How Alibaba Cloud RDS MySQL Three‑Node Enterprise Uses X‑Paxos for High Availability

Background and High‑Availability Challenges

Traditional master‑slave MySQL deployments rely on asynchronous or semi‑synchronous replication, both of which can suffer data loss or write‑performance degradation under failures or network issues. To achieve stronger guarantees, Alibaba Cloud RDS offers a three‑node enterprise edition that builds on extensive production experience.

X‑Paxos Consensus Protocol

The core of the three‑node edition is the proprietary X‑Paxos protocol, an extension of classic Paxos that adds automatic leader election, log synchronization, strong consistency, and online configuration changes.

Original Paxos defines three roles: Proposer, Accepter, and Learner. X‑Paxos expands this to four node types:

Proposer : initiates consensus proposals.

Accepter : votes on proposals to form a quorum.

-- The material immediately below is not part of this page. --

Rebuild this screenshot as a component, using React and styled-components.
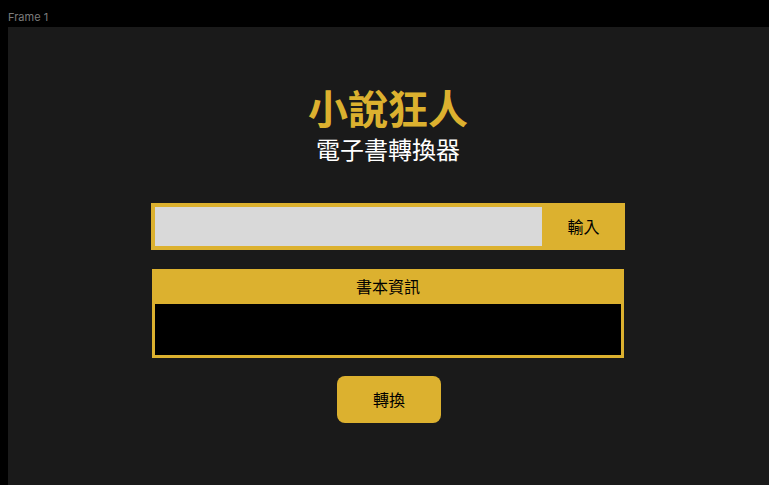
import React from "react";
import styled, { createGlobalStyle } from "styled-components";

const GlobalStyle = createGlobalStyle`
  html, body {
    margin: 0;
    padding: 0;
    background: #000;
  }
  body {
    font-family: "Noto Sans CJK TC", "Noto Sans", sans-serif;
  }
  * {
    box-sizing: border-box;
  }
`;

const GOLD = "#dcb12f";

const Canvas = styled.div`
  width: 769px;
  height: 485px;
  display: flex;
  flex-direction: column;
  overflow: hidden;
`;

const FrameLabel = styled.div`
  height: 27px;
  padding: 10px 0 0 8px;
  font-family: Inter, "Noto Sans", sans-serif;
  font-size: 11px;
  line-height: 14px;
  color: #7c7c7c;
`;

const Frame = styled.main`
  flex: 1;
  margin-left: 8px;
  background: #1a1a1a;
  display: flex;
  flex-direction: column;
  align-items: center;
  padding: 57px 1px 0 0;
`;

const Title = styled.h1`
  margin: 0;
  font-size: 40px;
  line-height: 46px;
  font-weight: 700;
  color: ${GOLD};
`;

const Subtitle = styled.h2`
  margin: 5px 0 0;
  font-size: 24px;
  line-height: 28px;
  font-weight: 400;
  color: #fff;
`;

const InputRow = styled.div`
  margin-top: 40px;
  width: 474px;
  height: 47px;
  padding: 4px 0 4px 4px;
  background: ${GOLD};
  display: flex;
`;

const UrlInput = styled.input`
  width: 387px;
  height: 39px;
  border: none;
  outline: none;
  background: #d9d9d9;
  padding: 0 10px;
  font-family: inherit;
  font-size: 16px;
`;

const PlainButton = styled.button`
  flex: 1;
  border: none;
  background: transparent;
  font-family: inherit;
  font-size: 16px;
  line-height: 20px;
  color: #000;
  cursor: pointer;
  padding: 0 0 2px;
`;

const InfoBox = styled.section`
  margin-top: 19px;
  width: 472px;
  background: ${GOLD};
  padding: 0 3px 3px;
  display: flex;
  flex-direction: column;
`;

const InfoHeader = styled.div`
  height: 35px;
  padding-bottom: 1px;
  display: flex;
  align-items: center;
  justify-content: center;
  font-size: 16px;
  line-height: 20px;
  color: #000;
`;

const InfoBody = styled.div`
  height: 51px;
  background: #000;
`;

const ConvertButton = styled.button`
  margin: 18px 0 0 2px;
  width: 104px;
  height: 47px;
  border: none;
  border-radius: 8px;
  background: ${GOLD};
  font-family: inherit;
  font-size: 16px;
  line-height: 20px;
  padding: 0 0 2px;
  color: #000;
  cursor: pointer;
`;

export default function App() {
  return (
    <>
      <GlobalStyle />
      <Canvas>
        <FrameLabel>Frame 1</FrameLabel>
        <Frame>
          <Title>小說狂人</Title>
          <Subtitle>電子書轉換器</Subtitle>
          <InputRow>
            <UrlInput type="text" />
            <PlainButton>輸入</PlainButton>
          </InputRow>
          <InfoBox>
            <InfoHeader>書本資訊</InfoHeader>
            <InfoBody />
          </InfoBox>
          <ConvertButton>轉換</ConvertButton>
        </Frame>
      </Canvas>
    </>
  );
}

Learner : a read‑only replica that does not participate in voting but replays committed logs.

Logger : a special follower that stores logs for quorum decisions and voting but never replays the state machine.

Additionally, a Follower acts as a disaster‑recovery node that collects leader logs and promotes a new leader when the current one fails.

The protocol persists two components: the log (state‑machine updates) and the state machine (actual business data).

Modified Commit Flow

In standard MySQL the commit sequence is flush → sync → commit. The three‑node edition changes the commit stage: all transactions entering the commit stage are placed into an asynchronous queue, then a quorum decision waits until the transaction log is replicated to a majority of nodes. Only after the quorum condition is satisfied does the transaction commit, ensuring strong consistency.

Election Mechanisms

1. Election Lease : X‑Paxos uses a unique proposer Multi‑Paxos scheme. Only one leader may serve at a time, preventing livelocks. Lease‑based election ensures that if the current leader becomes isolated, its lease expires and other nodes trigger a new election. The isolated leader detects lease loss via missed heartbeats and steps down, avoiding “dual‑leader” scenarios.

2. Weighted Election : Each node receives a weight; higher‑weight nodes are more likely to be chosen as leader during elections. This is useful in multi‑region deployments where a local node should be preferred to reduce cross‑region latency when the primary data center fails.